Pages as source code
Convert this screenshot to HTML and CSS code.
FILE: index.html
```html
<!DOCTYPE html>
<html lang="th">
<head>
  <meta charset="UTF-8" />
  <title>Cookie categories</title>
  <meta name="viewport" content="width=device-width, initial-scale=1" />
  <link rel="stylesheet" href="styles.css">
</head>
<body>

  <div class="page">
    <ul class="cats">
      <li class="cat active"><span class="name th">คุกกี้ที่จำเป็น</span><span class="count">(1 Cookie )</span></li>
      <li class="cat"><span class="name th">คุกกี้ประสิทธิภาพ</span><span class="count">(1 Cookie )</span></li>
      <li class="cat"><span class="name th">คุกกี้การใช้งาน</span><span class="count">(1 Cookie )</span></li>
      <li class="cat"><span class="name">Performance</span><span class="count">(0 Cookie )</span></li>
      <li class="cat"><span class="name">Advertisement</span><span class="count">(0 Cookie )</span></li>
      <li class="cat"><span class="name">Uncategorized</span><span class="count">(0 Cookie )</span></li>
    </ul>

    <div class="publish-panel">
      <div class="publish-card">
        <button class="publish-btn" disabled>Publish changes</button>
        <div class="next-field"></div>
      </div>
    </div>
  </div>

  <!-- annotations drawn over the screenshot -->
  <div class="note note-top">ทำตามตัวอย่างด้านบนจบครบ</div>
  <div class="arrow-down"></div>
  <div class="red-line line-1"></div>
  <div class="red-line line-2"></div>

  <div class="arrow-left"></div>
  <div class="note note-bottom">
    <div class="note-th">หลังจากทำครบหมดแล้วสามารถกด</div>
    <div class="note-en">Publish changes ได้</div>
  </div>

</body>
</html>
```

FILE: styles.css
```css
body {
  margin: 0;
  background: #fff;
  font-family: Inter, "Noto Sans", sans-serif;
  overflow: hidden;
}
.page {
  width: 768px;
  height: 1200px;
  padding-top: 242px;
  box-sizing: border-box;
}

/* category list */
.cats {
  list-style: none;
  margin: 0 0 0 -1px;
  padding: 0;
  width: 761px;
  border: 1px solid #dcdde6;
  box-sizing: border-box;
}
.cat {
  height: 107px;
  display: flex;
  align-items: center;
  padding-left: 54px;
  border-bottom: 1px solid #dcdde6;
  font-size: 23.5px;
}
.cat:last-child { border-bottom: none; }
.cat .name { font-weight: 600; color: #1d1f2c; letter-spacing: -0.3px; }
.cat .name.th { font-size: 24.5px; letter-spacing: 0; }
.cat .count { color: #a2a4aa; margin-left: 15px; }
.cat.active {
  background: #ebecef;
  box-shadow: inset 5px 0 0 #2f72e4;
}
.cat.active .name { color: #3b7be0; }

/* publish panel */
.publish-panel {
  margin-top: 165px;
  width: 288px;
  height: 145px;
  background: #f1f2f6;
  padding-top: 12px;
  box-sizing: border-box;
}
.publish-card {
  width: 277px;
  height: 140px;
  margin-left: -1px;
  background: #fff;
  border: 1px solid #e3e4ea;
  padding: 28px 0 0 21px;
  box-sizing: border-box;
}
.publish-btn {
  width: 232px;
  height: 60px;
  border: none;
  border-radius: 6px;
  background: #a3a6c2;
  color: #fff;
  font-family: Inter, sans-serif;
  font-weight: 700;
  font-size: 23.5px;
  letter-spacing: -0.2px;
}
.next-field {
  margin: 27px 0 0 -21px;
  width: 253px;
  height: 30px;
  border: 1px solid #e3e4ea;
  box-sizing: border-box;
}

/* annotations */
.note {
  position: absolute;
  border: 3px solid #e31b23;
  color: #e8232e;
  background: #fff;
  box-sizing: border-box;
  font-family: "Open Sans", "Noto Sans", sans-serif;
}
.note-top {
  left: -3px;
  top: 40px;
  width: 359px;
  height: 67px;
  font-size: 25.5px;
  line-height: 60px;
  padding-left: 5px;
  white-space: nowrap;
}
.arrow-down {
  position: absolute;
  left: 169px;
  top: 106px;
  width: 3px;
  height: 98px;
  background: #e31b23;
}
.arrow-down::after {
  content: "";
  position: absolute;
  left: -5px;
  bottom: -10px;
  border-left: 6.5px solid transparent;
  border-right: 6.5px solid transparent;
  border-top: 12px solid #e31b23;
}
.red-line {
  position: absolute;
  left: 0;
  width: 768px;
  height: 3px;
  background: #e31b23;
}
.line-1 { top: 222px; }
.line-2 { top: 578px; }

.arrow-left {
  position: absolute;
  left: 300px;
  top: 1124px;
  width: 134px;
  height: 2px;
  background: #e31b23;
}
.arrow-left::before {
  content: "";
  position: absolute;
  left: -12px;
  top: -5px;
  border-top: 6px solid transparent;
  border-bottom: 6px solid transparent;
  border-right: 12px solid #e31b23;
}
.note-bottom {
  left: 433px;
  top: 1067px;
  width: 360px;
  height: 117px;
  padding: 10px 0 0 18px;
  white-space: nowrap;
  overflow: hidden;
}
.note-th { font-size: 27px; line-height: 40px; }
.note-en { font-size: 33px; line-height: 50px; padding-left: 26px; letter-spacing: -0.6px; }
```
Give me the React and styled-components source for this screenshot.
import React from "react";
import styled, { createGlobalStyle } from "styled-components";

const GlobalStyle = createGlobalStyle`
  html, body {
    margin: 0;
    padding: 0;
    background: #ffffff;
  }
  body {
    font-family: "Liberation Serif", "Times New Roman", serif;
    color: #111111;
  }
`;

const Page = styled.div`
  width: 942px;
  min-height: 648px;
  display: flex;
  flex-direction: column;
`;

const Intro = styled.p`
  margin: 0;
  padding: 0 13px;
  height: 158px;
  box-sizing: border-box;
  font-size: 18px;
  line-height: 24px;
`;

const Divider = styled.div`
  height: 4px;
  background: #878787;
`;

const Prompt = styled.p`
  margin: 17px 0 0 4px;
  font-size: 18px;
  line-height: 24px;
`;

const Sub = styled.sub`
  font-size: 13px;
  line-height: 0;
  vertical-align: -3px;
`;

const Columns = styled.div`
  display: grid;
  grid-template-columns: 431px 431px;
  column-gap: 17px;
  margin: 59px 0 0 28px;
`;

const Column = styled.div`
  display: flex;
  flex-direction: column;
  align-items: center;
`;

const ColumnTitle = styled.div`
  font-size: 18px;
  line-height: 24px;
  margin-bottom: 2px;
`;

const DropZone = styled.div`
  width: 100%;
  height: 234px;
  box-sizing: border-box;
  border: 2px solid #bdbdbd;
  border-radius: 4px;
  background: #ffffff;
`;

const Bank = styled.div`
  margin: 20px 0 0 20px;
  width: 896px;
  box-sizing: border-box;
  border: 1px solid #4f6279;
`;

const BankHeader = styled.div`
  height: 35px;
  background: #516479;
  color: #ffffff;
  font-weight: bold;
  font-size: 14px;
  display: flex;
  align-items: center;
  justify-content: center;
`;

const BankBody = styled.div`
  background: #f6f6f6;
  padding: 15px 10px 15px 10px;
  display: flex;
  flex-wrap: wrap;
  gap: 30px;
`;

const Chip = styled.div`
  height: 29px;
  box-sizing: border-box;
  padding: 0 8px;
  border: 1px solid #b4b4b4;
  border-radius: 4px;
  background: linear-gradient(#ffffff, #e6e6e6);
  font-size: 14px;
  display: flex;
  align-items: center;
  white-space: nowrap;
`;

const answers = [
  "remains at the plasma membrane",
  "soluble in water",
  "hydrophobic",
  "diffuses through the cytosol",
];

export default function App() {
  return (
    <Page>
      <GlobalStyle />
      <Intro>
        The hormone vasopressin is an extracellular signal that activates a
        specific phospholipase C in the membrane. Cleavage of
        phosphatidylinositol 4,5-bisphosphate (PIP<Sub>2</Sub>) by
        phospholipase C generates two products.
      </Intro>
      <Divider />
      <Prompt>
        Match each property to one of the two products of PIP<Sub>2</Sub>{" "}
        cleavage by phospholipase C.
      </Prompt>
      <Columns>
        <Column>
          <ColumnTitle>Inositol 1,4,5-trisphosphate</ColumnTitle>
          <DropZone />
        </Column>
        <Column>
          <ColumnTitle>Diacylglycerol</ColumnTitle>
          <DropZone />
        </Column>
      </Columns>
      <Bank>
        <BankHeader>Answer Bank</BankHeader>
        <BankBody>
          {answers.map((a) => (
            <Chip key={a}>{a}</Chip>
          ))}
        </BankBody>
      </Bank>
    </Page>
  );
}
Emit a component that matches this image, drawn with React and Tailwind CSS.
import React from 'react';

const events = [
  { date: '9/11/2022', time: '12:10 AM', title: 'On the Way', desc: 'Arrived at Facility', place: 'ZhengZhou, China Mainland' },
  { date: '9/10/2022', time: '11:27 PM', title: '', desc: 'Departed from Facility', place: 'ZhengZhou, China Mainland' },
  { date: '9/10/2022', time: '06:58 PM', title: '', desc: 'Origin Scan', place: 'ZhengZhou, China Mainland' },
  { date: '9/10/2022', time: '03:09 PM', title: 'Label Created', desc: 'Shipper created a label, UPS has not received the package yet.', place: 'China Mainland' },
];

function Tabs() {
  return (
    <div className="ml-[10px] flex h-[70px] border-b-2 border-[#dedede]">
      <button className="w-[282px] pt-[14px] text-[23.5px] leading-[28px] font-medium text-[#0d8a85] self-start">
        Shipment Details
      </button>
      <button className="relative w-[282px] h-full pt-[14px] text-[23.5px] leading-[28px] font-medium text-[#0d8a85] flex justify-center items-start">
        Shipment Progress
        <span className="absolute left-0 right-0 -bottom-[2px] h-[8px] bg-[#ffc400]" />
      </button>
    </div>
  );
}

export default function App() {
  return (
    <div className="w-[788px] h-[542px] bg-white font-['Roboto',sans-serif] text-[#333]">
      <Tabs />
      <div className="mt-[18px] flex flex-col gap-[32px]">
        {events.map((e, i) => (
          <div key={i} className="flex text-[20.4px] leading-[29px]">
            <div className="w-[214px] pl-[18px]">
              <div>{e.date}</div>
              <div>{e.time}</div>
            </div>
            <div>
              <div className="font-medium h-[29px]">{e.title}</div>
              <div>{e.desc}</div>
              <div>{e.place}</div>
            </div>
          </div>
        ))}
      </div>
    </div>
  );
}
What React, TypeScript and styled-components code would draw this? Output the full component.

_TASK REQUIREMENTS_
Extract the closing run of lines, starting with the one containing "Emit a component" and ending at the last, exactly as written.

_ANSWER FOR THIS EXERCISE_
Emit a component that matches this image, drawn with React and Tailwind CSS.
import React from 'react';

const events = [
  { date: '9/11/2022', time: '12:10 AM', title: 'On the Way', desc: 'Arrived at Facility', place: 'ZhengZhou, China Mainland' },
  { date: '9/10/2022', time: '11:27 PM', title: '', desc: 'Departed from Facility', place: 'ZhengZhou, China Mainland' },
  { date: '9/10/2022', time: '06:58 PM', title: '', desc: 'Origin Scan', place: 'ZhengZhou, China Mainland' },
  { date: '9/10/2022', time: '03:09 PM', title: 'Label Created', desc: 'Shipper created a label, UPS has not received the package yet.', place: 'China Mainland' },
];

function Tabs() {
  return (
    <div className="ml-[10px] flex h-[70px] border-b-2 border-[#dedede]">
      <button className="w-[282px] pt-[14px] text-[23.5px] leading-[28px] font-medium text-[#0d8a85] self-start">
        Shipment Details
      </button>
      <button className="relative w-[282px] h-full pt-[14px] text-[23.5px] leading-[28px] font-medium text-[#0d8a85] flex justify-center items-start">
        Shipment Progress
        <span className="absolute left-0 right-0 -bottom-[2px] h-[8px] bg-[#ffc400]" />
      </button>
    </div>
  );
}

export default function App() {
  return (
    <div className="w-[788px] h-[542px] bg-white font-['Roboto',sans-serif] text-[#333]">
      <Tabs />
      <div className="mt-[18px] flex flex-col gap-[32px]">
        {events.map((e, i) => (
          <div key={i} className="flex text-[20.4px] leading-[29px]">
            <div className="w-[214px] pl-[18px]">
              <div>{e.date}</div>
              <div>{e.time}</div>
            </div>
            <div>
              <div className="font-medium h-[29px]">{e.title}</div>
              <div>{e.desc}</div>
              <div>{e.place}</div>
            </div>
          </div>
        ))}
      </div>
    </div>
  );
}
What React, TypeScript and styled-components code would draw this? Output the full component.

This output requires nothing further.